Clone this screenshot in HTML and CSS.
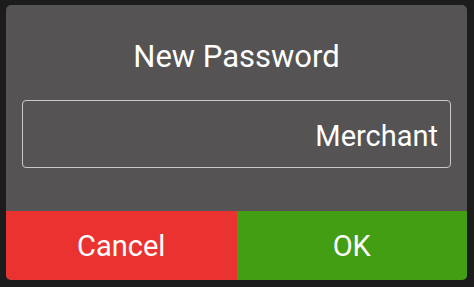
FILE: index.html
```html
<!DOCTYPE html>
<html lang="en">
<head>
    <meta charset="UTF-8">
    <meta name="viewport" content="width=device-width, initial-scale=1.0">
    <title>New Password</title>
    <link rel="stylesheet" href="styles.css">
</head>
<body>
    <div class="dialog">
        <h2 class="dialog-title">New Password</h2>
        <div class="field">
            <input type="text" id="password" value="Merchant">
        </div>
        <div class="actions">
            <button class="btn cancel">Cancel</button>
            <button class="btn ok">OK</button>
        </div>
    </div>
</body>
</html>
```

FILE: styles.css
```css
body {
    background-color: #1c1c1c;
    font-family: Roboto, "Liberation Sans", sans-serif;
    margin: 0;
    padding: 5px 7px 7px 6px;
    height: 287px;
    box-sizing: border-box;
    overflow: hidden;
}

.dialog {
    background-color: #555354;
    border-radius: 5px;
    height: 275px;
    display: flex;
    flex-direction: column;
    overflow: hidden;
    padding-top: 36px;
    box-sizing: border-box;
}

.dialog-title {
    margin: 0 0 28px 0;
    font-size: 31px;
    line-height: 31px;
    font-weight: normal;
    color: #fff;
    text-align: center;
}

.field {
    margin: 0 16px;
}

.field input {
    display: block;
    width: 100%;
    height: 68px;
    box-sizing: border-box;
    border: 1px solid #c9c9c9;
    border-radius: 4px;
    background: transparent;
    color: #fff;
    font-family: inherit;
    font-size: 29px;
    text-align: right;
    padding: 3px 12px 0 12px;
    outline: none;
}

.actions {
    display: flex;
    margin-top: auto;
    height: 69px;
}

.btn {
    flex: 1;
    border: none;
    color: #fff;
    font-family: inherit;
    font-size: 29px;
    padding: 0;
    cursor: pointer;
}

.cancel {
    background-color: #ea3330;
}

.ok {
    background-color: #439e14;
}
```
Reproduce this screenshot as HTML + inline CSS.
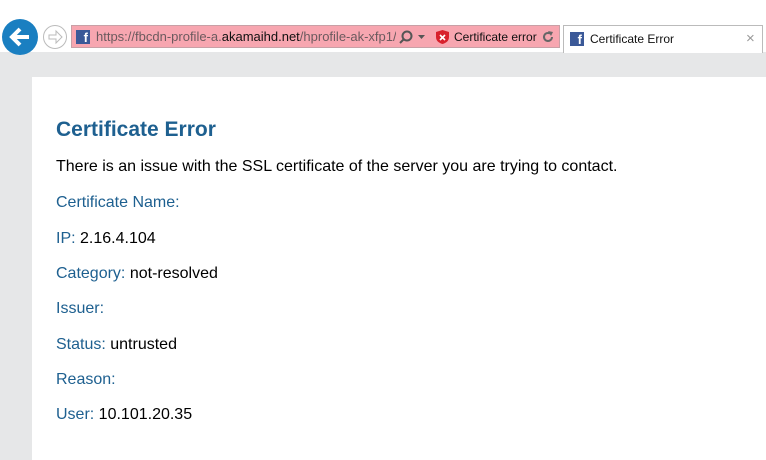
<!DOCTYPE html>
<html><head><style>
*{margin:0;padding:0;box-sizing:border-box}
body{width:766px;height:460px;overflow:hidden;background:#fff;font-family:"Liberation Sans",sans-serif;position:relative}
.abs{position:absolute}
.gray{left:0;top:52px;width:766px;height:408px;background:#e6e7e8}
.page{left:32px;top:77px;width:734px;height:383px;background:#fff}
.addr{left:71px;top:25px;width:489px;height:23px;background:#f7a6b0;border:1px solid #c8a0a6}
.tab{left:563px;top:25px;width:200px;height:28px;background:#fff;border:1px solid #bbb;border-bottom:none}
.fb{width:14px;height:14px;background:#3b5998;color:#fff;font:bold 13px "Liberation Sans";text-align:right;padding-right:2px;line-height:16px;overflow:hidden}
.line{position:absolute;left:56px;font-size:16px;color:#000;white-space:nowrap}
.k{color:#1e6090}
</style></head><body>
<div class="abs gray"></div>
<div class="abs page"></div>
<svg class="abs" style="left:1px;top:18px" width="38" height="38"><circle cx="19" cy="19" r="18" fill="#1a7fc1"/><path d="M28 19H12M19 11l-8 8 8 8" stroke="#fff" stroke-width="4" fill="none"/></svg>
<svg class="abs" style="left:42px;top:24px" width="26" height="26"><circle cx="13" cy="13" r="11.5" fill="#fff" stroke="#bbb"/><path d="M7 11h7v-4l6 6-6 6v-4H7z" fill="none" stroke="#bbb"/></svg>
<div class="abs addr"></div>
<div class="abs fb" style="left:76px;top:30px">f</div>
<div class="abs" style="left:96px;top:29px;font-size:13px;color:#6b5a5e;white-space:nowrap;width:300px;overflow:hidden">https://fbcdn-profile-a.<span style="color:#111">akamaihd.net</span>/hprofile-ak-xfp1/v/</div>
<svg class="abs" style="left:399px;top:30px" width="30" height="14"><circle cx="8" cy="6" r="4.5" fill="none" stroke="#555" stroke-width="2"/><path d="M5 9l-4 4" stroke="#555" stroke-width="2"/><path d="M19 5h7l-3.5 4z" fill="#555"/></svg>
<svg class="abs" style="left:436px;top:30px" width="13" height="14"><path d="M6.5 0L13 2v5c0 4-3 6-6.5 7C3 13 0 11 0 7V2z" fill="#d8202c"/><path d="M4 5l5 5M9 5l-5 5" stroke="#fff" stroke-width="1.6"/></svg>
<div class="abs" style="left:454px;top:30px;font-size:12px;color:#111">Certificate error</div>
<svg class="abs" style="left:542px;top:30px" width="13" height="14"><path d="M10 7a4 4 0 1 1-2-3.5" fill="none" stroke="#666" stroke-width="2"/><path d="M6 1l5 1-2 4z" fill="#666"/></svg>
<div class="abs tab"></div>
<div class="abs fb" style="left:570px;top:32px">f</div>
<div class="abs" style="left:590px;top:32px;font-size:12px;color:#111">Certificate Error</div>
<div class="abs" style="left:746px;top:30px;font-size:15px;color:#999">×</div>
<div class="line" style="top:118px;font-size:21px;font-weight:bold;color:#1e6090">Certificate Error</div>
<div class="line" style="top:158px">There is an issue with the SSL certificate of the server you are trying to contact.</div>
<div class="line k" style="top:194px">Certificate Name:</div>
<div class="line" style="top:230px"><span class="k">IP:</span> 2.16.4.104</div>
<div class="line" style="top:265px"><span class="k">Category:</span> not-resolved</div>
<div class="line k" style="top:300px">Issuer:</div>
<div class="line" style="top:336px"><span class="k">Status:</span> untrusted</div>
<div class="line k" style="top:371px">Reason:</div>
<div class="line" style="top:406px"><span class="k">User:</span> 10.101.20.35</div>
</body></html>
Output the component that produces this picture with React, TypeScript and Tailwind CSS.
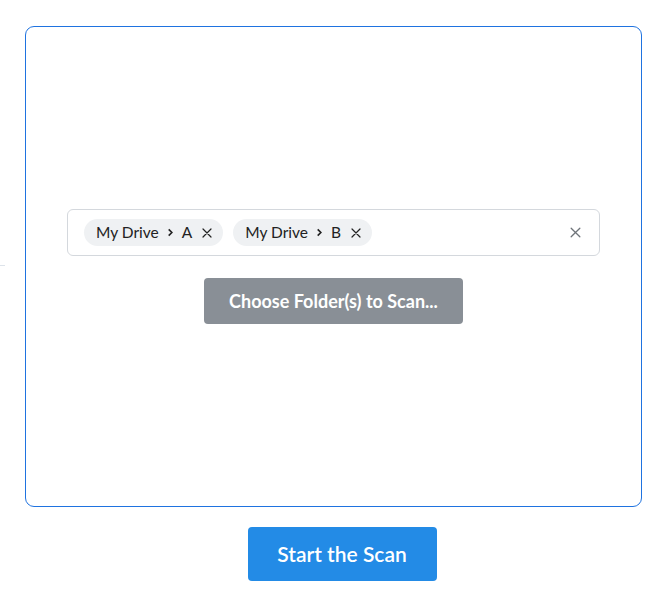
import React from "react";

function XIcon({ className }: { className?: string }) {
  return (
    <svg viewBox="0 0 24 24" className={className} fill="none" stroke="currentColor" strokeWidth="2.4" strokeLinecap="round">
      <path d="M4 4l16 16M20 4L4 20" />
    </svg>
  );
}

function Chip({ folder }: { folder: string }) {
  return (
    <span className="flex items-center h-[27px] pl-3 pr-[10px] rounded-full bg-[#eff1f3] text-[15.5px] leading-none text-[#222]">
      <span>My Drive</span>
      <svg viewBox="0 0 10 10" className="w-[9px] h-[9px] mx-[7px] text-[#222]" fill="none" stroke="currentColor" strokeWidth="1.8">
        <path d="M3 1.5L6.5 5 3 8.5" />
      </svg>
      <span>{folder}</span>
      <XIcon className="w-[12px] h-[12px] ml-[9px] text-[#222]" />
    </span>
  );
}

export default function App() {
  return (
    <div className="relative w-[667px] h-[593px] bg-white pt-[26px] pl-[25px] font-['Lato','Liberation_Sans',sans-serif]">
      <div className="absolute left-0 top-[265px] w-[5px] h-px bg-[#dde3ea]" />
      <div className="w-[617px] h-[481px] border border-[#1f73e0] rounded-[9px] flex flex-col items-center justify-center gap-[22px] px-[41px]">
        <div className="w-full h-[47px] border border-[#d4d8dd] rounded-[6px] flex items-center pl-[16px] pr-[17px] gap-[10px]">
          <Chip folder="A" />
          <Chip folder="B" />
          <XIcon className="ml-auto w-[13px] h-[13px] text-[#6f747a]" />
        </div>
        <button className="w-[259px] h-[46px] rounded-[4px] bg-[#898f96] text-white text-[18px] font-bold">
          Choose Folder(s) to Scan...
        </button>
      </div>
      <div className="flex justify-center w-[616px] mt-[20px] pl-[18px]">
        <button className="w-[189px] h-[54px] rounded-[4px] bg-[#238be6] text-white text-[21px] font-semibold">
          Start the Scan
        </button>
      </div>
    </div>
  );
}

********

» Direction
Copy every record above exactly as written, but leave out the pictures.

» Correct output
Clone this screenshot in HTML and CSS.
FILE: index.html
```html
<!DOCTYPE html>
<html lang="en">
<head>
    <meta charset="UTF-8">
    <meta name="viewport" content="width=device-width, initial-scale=1.0">
    <title>New Password</title>
    <link rel="stylesheet" href="styles.css">
</head>
<body>
    <div class="dialog">
        <h2 class="dialog-title">New Password</h2>
        <div class="field">
            <input type="text" id="password" value="Merchant">
        </div>
        <div class="actions">
            <button class="btn cancel">Cancel</button>
            <button class="btn ok">OK</button>
        </div>
    </div>
</body>
</html>
```

FILE: styles.css
```css
body {
    background-color: #1c1c1c;
    font-family: Roboto, "Liberation Sans", sans-serif;
    margin: 0;
    padding: 5px 7px 7px 6px;
    height: 287px;
    box-sizing: border-box;
    overflow: hidden;
}

.dialog {
    background-color: #555354;
    border-radius: 5px;
    height: 275px;
    display: flex;
    flex-direction: column;
    overflow: hidden;
    padding-top: 36px;
    box-sizing: border-box;
}

.dialog-title {
    margin: 0 0 28px 0;
    font-size: 31px;
    line-height: 31px;
    font-weight: normal;
    color: #fff;
    text-align: center;
}

.field {
    margin: 0 16px;
}

.field input {
    display: block;
    width: 100%;
    height: 68px;
    box-sizing: border-box;
    border: 1px solid #c9c9c9;
    border-radius: 4px;
    background: transparent;
    color: #fff;
    font-family: inherit;
    font-size: 29px;
    text-align: right;
    padding: 3px 12px 0 12px;
    outline: none;
}

.actions {
    display: flex;
    margin-top: auto;
    height: 69px;
}

.btn {
    flex: 1;
    border: none;
    color: #fff;
    font-family: inherit;
    font-size: 29px;
    padding: 0;
    cursor: pointer;
}

.cancel {
    background-color: #ea3330;
}

.ok {
    background-color: #439e14;
}
```
Reproduce this screenshot as HTML + inline CSS.
<!DOCTYPE html>
<html><head><style>
*{margin:0;padding:0;box-sizing:border-box}
body{width:766px;height:460px;overflow:hidden;background:#fff;font-family:"Liberation Sans",sans-serif;position:relative}
.abs{position:absolute}
.gray{left:0;top:52px;width:766px;height:408px;background:#e6e7e8}
.page{left:32px;top:77px;width:734px;height:383px;background:#fff}
.addr{left:71px;top:25px;width:489px;height:23px;background:#f7a6b0;border:1px solid #c8a0a6}
.tab{left:563px;top:25px;width:200px;height:28px;background:#fff;border:1px solid #bbb;border-bottom:none}
.fb{width:14px;height:14px;background:#3b5998;color:#fff;font:bold 13px "Liberation Sans";text-align:right;padding-right:2px;line-height:16px;overflow:hidden}
.line{position:absolute;left:56px;font-size:16px;color:#000;white-space:nowrap}
.k{color:#1e6090}
</style></head><body>
<div class="abs gray"></div>
<div class="abs page"></div>
<svg class="abs" style="left:1px;top:18px" width="38" height="38"><circle cx="19" cy="19" r="18" fill="#1a7fc1"/><path d="M28 19H12M19 11l-8 8 8 8" stroke="#fff" stroke-width="4" fill="none"/></svg>
<svg class="abs" style="left:42px;top:24px" width="26" height="26"><circle cx="13" cy="13" r="11.5" fill="#fff" stroke="#bbb"/><path d="M7 11h7v-4l6 6-6 6v-4H7z" fill="none" stroke="#bbb"/></svg>
<div class="abs addr"></div>
<div class="abs fb" style="left:76px;top:30px">f</div>
<div class="abs" style="left:96px;top:29px;font-size:13px;color:#6b5a5e;white-space:nowrap;width:300px;overflow:hidden">https://fbcdn-profile-a.<span style="color:#111">akamaihd.net</span>/hprofile-ak-xfp1/v/</div>
<svg class="abs" style="left:399px;top:30px" width="30" height="14"><circle cx="8" cy="6" r="4.5" fill="none" stroke="#555" stroke-width="2"/><path d="M5 9l-4 4" stroke="#555" stroke-width="2"/><path d="M19 5h7l-3.5 4z" fill="#555"/></svg>
<svg class="abs" style="left:436px;top:30px" width="13" height="14"><path d="M6.5 0L13 2v5c0 4-3 6-6.5 7C3 13 0 11 0 7V2z" fill="#d8202c"/><path d="M4 5l5 5M9 5l-5 5" stroke="#fff" stroke-width="1.6"/></svg>
<div class="abs" style="left:454px;top:30px;font-size:12px;color:#111">Certificate error</div>
<svg class="abs" style="left:542px;top:30px" width="13" height="14"><path d="M10 7a4 4 0 1 1-2-3.5" fill="none" stroke="#666" stroke-width="2"/><path d="M6 1l5 1-2 4z" fill="#666"/></svg>
<div class="abs tab"></div>
<div class="abs fb" style="left:570px;top:32px">f</div>
<div class="abs" style="left:590px;top:32px;font-size:12px;color:#111">Certificate Error</div>
<div class="abs" style="left:746px;top:30px;font-size:15px;color:#999">×</div>
<div class="line" style="top:118px;font-size:21px;font-weight:bold;color:#1e6090">Certificate Error</div>
<div class="line" style="top:158px">There is an issue with the SSL certificate of the server you are trying to contact.</div>
<div class="line k" style="top:194px">Certificate Name:</div>
<div class="line" style="top:230px"><span class="k">IP:</span> 2.16.4.104</div>
<div class="line" style="top:265px"><span class="k">Category:</span> not-resolved</div>
<div class="line k" style="top:300px">Issuer:</div>
<div class="line" style="top:336px"><span class="k">Status:</span> untrusted</div>
<div class="line k" style="top:371px">Reason:</div>
<div class="line" style="top:406px"><span class="k">User:</span> 10.101.20.35</div>
</body></html>
Output the component that produces this picture with React, TypeScript and Tailwind CSS.
import React from "react";

function XIcon({ className }: { className?: string }) {
  return (
    <svg viewBox="0 0 24 24" className={className} fill="none" stroke="currentColor" strokeWidth="2.4" strokeLinecap="round">
      <path d="M4 4l16 16M20 4L4 20" />
    </svg>
  );
}

function Chip({ folder }: { folder: string }) {
  return (
    <span className="flex items-center h-[27px] pl-3 pr-[10px] rounded-full bg-[#eff1f3] text-[15.5px] leading-none text-[#222]">
      <span>My Drive</span>
      <svg viewBox="0 0 10 10" className="w-[9px] h-[9px] mx-[7px] text-[#222]" fill="none" stroke="currentColor" strokeWidth="1.8">
        <path d="M3 1.5L6.5 5 3 8.5" />
      </svg>
      <span>{folder}</span>
      <XIcon className="w-[12px] h-[12px] ml-[9px] text-[#222]" />
    </span>
  );
}

export default function App() {
  return (
    <div className="relative w-[667px] h-[593px] bg-white pt-[26px] pl-[25px] font-['Lato','Liberation_Sans',sans-serif]">
      <div className="absolute left-0 top-[265px] w-[5px] h-px bg-[#dde3ea]" />
      <div className="w-[617px] h-[481px] border border-[#1f73e0] rounded-[9px] flex flex-col items-center justify-center gap-[22px] px-[41px]">
        <div className="w-full h-[47px] border border-[#d4d8dd] rounded-[6px] flex items-center pl-[16px] pr-[17px] gap-[10px]">
          <Chip folder="A" />
          <Chip folder="B" />
          <XIcon className="ml-auto w-[13px] h-[13px] text-[#6f747a]" />
        </div>
        <button className="w-[259px] h-[46px] rounded-[4px] bg-[#898f96] text-white text-[18px] font-bold">
          Choose Folder(s) to Scan...
        </button>
      </div>
      <div className="flex justify-center w-[616px] mt-[20px] pl-[18px]">
        <button className="w-[189px] h-[54px] rounded-[4px] bg-[#238be6] text-white text-[21px] font-semibold">
          Start the Scan
        </button>
      </div>
    </div>
  );
}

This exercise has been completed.